Vor kurzem bin ich auf diesen vielversprechenden Titel des [transcript]-Verlages aufmerksam geworden. Noch mehr lockte mich dieses Buch, da ich mit Michael im Kunstkontext kürzlich unseren Beitrag “Am Rubikon zwischen Realität und Virtualität” im selben Verlag veröffentlichte.

Die Herausgeber und Autoren von Virtuelle Welten als Basistechnologie für Kunst und Kultur? stellen sich die Frage, inwiefern das Holodeck von der heutigen VR/AR-Technologie entfernt ist, ob es jemals Wirklichkeit wird und wie VR/AR-Technologien in der Kunst bereits Anwendung finden bzw. Potentiale bergen.

Die Herausgeber Manfred Bogen, Roland Kuck und Jens Schröter beschäftigen sich schon länger mit Virtual Reality sowie deren Anwendungsgebiete, was u.a. an der Auswahl der hochkarätigen Autoren und deren Artikel zum Ausdruck kommt. In 10 Beiträgen bringen 18 Autoren Einblicke in die aktuelle Forschung. Zu begrüßen ist die substantielle Auseinandersetzung mit Raumkonzepten und Methoden aus der Kunst, Räume perspektivisch darzustellen. So beginnt Gundolf Winter mit einen kunsthistorischen Einstieg in die italienische Wandmalerei und der Vermessung der Zentralperspektive nach Albrecht Dürer. Er legt die Grundlagen für die Raumkonstruktionen, um mobile und immobile Betrachter anzusprechen. Dies diskutiert er an dem Deckenfresko von Andrea Pozzo und dem Trinitätsfresko von Masacio.

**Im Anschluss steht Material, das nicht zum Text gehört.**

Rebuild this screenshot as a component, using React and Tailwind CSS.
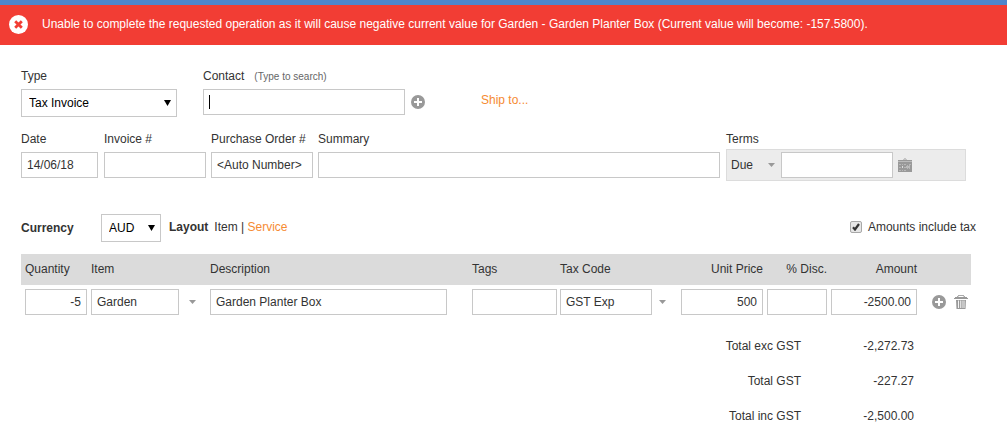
import React from "react";

const field =
  "block h-[26px] min-w-0 border border-[#c8c8c8] bg-white px-[5px] text-[12px] text-[#333] outline-none";

function PlusIcon() {
  return (
    <svg className="block size-[14px]" viewBox="0 0 14 14" aria-hidden="true">
      <circle cx="7" cy="7" r="7" fill="#999" />
      <path d="M3 6h3V3h2v3h3v2H8v3H6V8H3z" fill="#fff" />
    </svg>
  );
}

function TrashIcon() {
  return (
    <svg className="block size-[14px]" viewBox="0 0 14 14" aria-hidden="true">
      <path d="M4 0h6v1h1v1h-1.500V1h-5v1H3V1h1z" fill="#aaa" />
      <path d="M1 2h12v1h1v1H0V3h1z" fill="#999" />
      <path d="M2 5h10l-.5 9h-9z" fill="#999" />
      <path d="M4 5.500h1V13H4zM6 5.500h.8V13H6zM7.700 5.500h.8V13h-.8zM9.500 5.500h1V13h-1z" fill="#f4f4f4" />
    </svg>
  );
}

function CalendarIcon() {
  return (
    <svg className="block size-[14px]" viewBox="0 0 14 14" aria-hidden="true">
      <path d="M5 2V1h1V0h2v1h1v1z" fill="#c4c4c4" />
      <path d="M0 2h14v1H0z" fill="#999" />
      <path d="M0 3h14v1H0z" fill="#bcbcbc" />
      <path d="M0 4h14v10H0z" fill="#999" />
      <path
        d="M1 6h2v1H1zM4 6h1v1H4zM6 6h2v1H6zM11 6h2v1h-2zM1 9h2v1H1zM6 9h2v1H6zM1 12h2v1H1zM4 12h1v1H4zM6 12h2v1H6zM9 7h1v1H9zM11 7h1v1h-1zM9 10h1v1H9zM11 10h1v1h-1z"
        fill="#b8b8b8"
      />
      <path d="M4 8h1v2H4zM8 8.500h4v1H8z" fill="#dedede" />
    </svg>
  );
}

function SmallArrow() {
  return (
    <svg className="block h-[4px] w-[7px]" viewBox="0 0 7 4" aria-hidden="true">
      <path d="M0 0h7L3.500 4z" fill="#999" />
    </svg>
  );
}

function SelectBox({ id, value, options, className }) {
  return (
    <div className={className}>
      <select
        id={id}
        defaultValue={value}
        className="col-start-1 row-start-1 h-[28px] w-full appearance-none border border-[#c8c8c8] bg-white pl-[7px] text-[12px] text-black outline-none"
      >
        {options.map((o) => (
          <option key={o}>{o}</option>
        ))}
      </select>
      <svg
        className="pointer-events-none col-start-1 row-start-1 mr-[6px] h-[6px] w-[7px] self-center justify-self-end"
        viewBox="0 0 7 6"
        aria-hidden="true"
      >
        <path d="M0 0h7L3.500 6z" fill="#000" />
      </svg>
    </div>
  );
}

function Field({ id, label, className, inputClass, value }) {
  return (
    <div className={className}>
      <label htmlFor={id} className="block h-[20px] whitespace-nowrap">
        {label}
      </label>
      <input id={id} type="text" defaultValue={value} className={inputClass} />
    </div>
  );
}

function Combo({ label, value, inputClass, buttonClass }) {
  return (
    <div className="flex items-center">
      <input type="text" aria-label={label} defaultValue={value} className={inputClass} />
      <button type="button" aria-label={"Choose " + label.toLowerCase()} className={buttonClass}>
        <SmallArrow />
      </button>
    </div>
  );
}

const totals = [
  ["Total exc GST", "-2,272.73"],
  ["Total GST", "-227.27"],
  ["Total inc GST", "-2,500.00"],
];

export default function App() {
  return (
    <div className="bg-white font-['Liberation_Sans',Arial,sans-serif] text-[12px] leading-[14px] text-[#333]">
      <div className="h-[5px] bg-[#4f86cc]" />
      <div role="alert" className="flex min-h-[40px] items-center gap-[14px] bg-[#f23d34] pb-[2px] pl-[9px] text-white">
        <svg className="size-[19px] shrink-0" viewBox="0 0 19 19" aria-hidden="true">
          <circle cx="9.500" cy="9.500" r="9.500" fill="#fff" />
          <path d="M6.200 6.200l6.600 6.600M12.800 6.200l-6.600 6.600" stroke="#f23d34" strokeWidth="2.800" />
        </svg>
        <p>
          Unable to complete the requested operation as it will cause negative current value for Garden - Garden
          Planter Box (Current value will become: -157.5800).
        </p>
      </div>

      <form className="pl-[21px]" onSubmit={(e) => e.preventDefault()}>
        <div className="flex items-start pt-6">
          <div className="w-[156px]">
            <label htmlFor="type" className="block h-[20px]">
              Type
            </label>
            <SelectBox id="type" value="Tax Invoice" options={["Tax Invoice", "Quote", "Order"]} className="grid" />
          </div>
          <div className="ml-[26px]">
            <label htmlFor="contact" className="flex h-[20px] gap-[10px]">
              <span>Contact</span>
              <span className="text-[10px] leading-[16px] text-[#666]">(Type to search)</span>
            </label>
            <div className="flex items-center gap-[6px]">
              <div className="relative">
                <input id="contact" type="text" className={`${field} w-[202px]`} />
                <span className="absolute top-[6px] left-[6px] h-[14px] w-px bg-black" />
              </div>
              <button type="button" aria-label="Add contact">
                <PlusIcon />
              </button>
            </div>
          </div>
          <a href="#ship" className="mt-6 ml-14 text-[#f68b33]">
            Ship to...
          </a>
        </div>

        <div className="flex items-start gap-[5px] pt-[15px] pr-[41px]">
          <Field id="date" label="Date" value="14/06/18" className="mr-px" inputClass={`${field} w-[77px]`} />
          <Field id="invoice" label="Invoice #" inputClass={`${field} w-[102px]`} />
          <Field id="po" label="Purchase Order #" value="<Auto Number>" inputClass={`${field} w-[102px]`} />
          <Field id="summary" label="Summary" className="mr-px min-w-0 flex-1" inputClass={`${field} w-full`} />
          <div className="w-[240px] shrink-0">
            <label htmlFor="due" className="block h-[17px]">
              Terms
            </label>
            <div className="flex h-[32px] items-center border border-[#dcdcdc] bg-[#ececec] pl-1">
              <div className="grid w-[50px] items-center">
                <select
                  id="due"
                  className="col-start-1 row-start-1 w-full appearance-none bg-transparent text-[12px] outline-none"
                >
                  <option>Due</option>
                  <option>Net</option>
                </select>
                <span className="pointer-events-none col-start-1 row-start-1 mr-[6px] justify-self-end">
                  <SmallArrow />
                </span>
              </div>
              <input type="text" aria-label="Due date" className={`${field} w-[112px]`} />
              <button type="button" aria-label="Open calendar" className="ml-[5px]">
                <CalendarIcon />
              </button>
            </div>
          </div>
        </div>

        <div className="flex items-center pt-[33px] pr-[31px]">
          <label htmlFor="currency" className="w-[80px] font-bold">
            Currency
          </label>
          <SelectBox id="currency" value="AUD" options={["AUD", "NZD", "USD"]} className="grid w-[60px]" />
          <div className="ml-2 flex gap-[6px] pb-[2px]">
            <b>Layout</b>
            <p>
              Item |{" "}
              <a href="#service" className="text-[#f68b33]">
                Service
              </a>
            </p>
          </div>
          <label className="ml-auto flex items-center gap-[6px] pb-[2px]">
            <span className="grid place-items-center">
              <input
                type="checkbox"
                defaultChecked
                className="col-start-1 row-start-1 size-[12px] appearance-none rounded-[2px] border border-[#a8a8a8] bg-[#e6e6e6]"
              />
              <svg
                className="pointer-events-none col-start-1 row-start-1 size-[8px]"
                viewBox="0 0 8 8"
                aria-hidden="true"
              >
                <path d="M1 4.200L3 6.500L7 1" fill="none" stroke="#333" strokeWidth="2.200" />
              </svg>
            </span>
            Amounts include tax
          </label>
        </div>

        <div className="pt-3 pr-9">
          <table className="w-full table-fixed border-collapse">
            <colgroup>
              <col className="w-[70px]" />
              <col className="w-[119px]" />
              <col />
              <col className="w-[88px]" />
              <col className="w-[121px]" />
              <col className="w-[86px]" />
              <col className="w-[64px]" />
              <col className="w-[90px]" />
              <col className="w-[50px]" />
            </colgroup>
            <thead>
              <tr className="h-[31px] bg-[#dbdbdb] text-left *:p-0 *:pb-[2px] *:font-normal">
                <th scope="col">
                  <span className="ml-1">Quantity</span>
                </th>
                <th scope="col">Item</th>
                <th scope="col">Description</th>
                <th scope="col">Tags</th>
                <th scope="col">Tax Code</th>
                <th scope="col" className="text-right">
                  <span className="mr-1">Unit Price</span>
                </th>
                <th scope="col" className="text-right">
                  <span className="mr-1">% Disc.</span>
                </th>
                <th scope="col" className="text-right">
                  <span className="mr-1">Amount</span>
                </th>
                <td />
              </tr>
            </thead>
            <tbody>
              <tr>
                <td className="px-1 pt-1 pb-[13px]">
                  <input aria-label="Quantity" defaultValue="-5" className={`${field} w-full text-right`} />
                </td>
                <td className="pt-1 pb-[13px]">
                  <Combo label="Item" value="Garden" inputClass={`${field} w-[88px]`} buttonClass="ml-[10px]" />
                </td>
                <td className="pt-1 pr-[25px] pb-[13px]">
                  <input aria-label="Description" defaultValue="Garden Planter Box" className={`${field} w-full`} />
                </td>
                <td className="pt-1 pr-[3px] pb-[13px]">
                  <input aria-label="Tags" className={`${field} w-full`} />
                </td>
                <td className="pt-1 pb-[13px]">
                  <Combo label="Tax code" value="GST Exp" inputClass={`${field} w-[92px]`} buttonClass="ml-[7px]" />
                </td>
                <td className="pt-1 pr-1 pb-[13px]">
                  <input aria-label="Unit price" defaultValue="500" className={`${field} w-full text-right`} />
                </td>
                <td className="pt-1 pr-1 pb-[13px]">
                  <input aria-label="Discount percent" className={`${field} w-full text-right`} />
                </td>
                <td className="pt-1 pr-1 pb-[13px]">
                  <input aria-label="Amount" defaultValue="-2500.00" className={`${field} w-full text-right`} />
                </td>
                <td className="pt-1 pb-[13px]">
                  <div className="ml-[11px] flex gap-2">
                    <button type="button" aria-label="Add line">
                      <PlusIcon />
                    </button>
                    <button type="button" aria-label="Delete line">
                      <TrashIcon />
                    </button>
                  </div>
                </td>
              </tr>
            </tbody>
            <tfoot>
              {totals.map(([name, amount]) => (
                <tr key={name} className="h-[35px] text-right">
                  <th scope="row" colSpan={7} className="pr-[30px] font-normal">
                    {name}
                  </th>
                  <td className="pr-[7px]">{amount}</td>
                  <td />
                </tr>
              ))}
            </tfoot>
          </table>
        </div>
      </form>
    </div>
  );
}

Im darauffolgenden Artikel nähert sich Jens Schröter systemtheoretischen Überlegungen nach Luhman (siehe auch Luhmann, Die Kunst der Gesellschaft, Frankfurt a. M., 1995). Bei seinen Getrachtungen geht es ihm um die Ästhetik. Seine Überlegungen widmen sich der Parametrisierung der Überlappung von vrituellen und physischem Raum, was er an der Arbeit “The Golden Calf (1994)” von Jeffrey Shaw zeigt.


Er stellt die Frage, inwiefern die Realisierung des perfekten Holodecks überhaupt Sinn macht? Er ermutigt, an den Grenzen der Überschneidung zwischen virtueller und physischer Realität zu spielen, um Atmosphäre und Ästhetik zu erzeugen.

Hier knüpft Steffie Beckhaus, Professorin für Informatik an der Universität Hamburg, mit dem Beitrag über “intuitive, reichhaltig und freudvolle Schnittstellen” nahtlos an. Sie stellt den ChairIO und die Sushi-Synthese mittels der Granulat-Synthese vor, um haptisch erlebbare Ereignisse an der Mensch-Maschinen-Schnittstelle zu erfahren.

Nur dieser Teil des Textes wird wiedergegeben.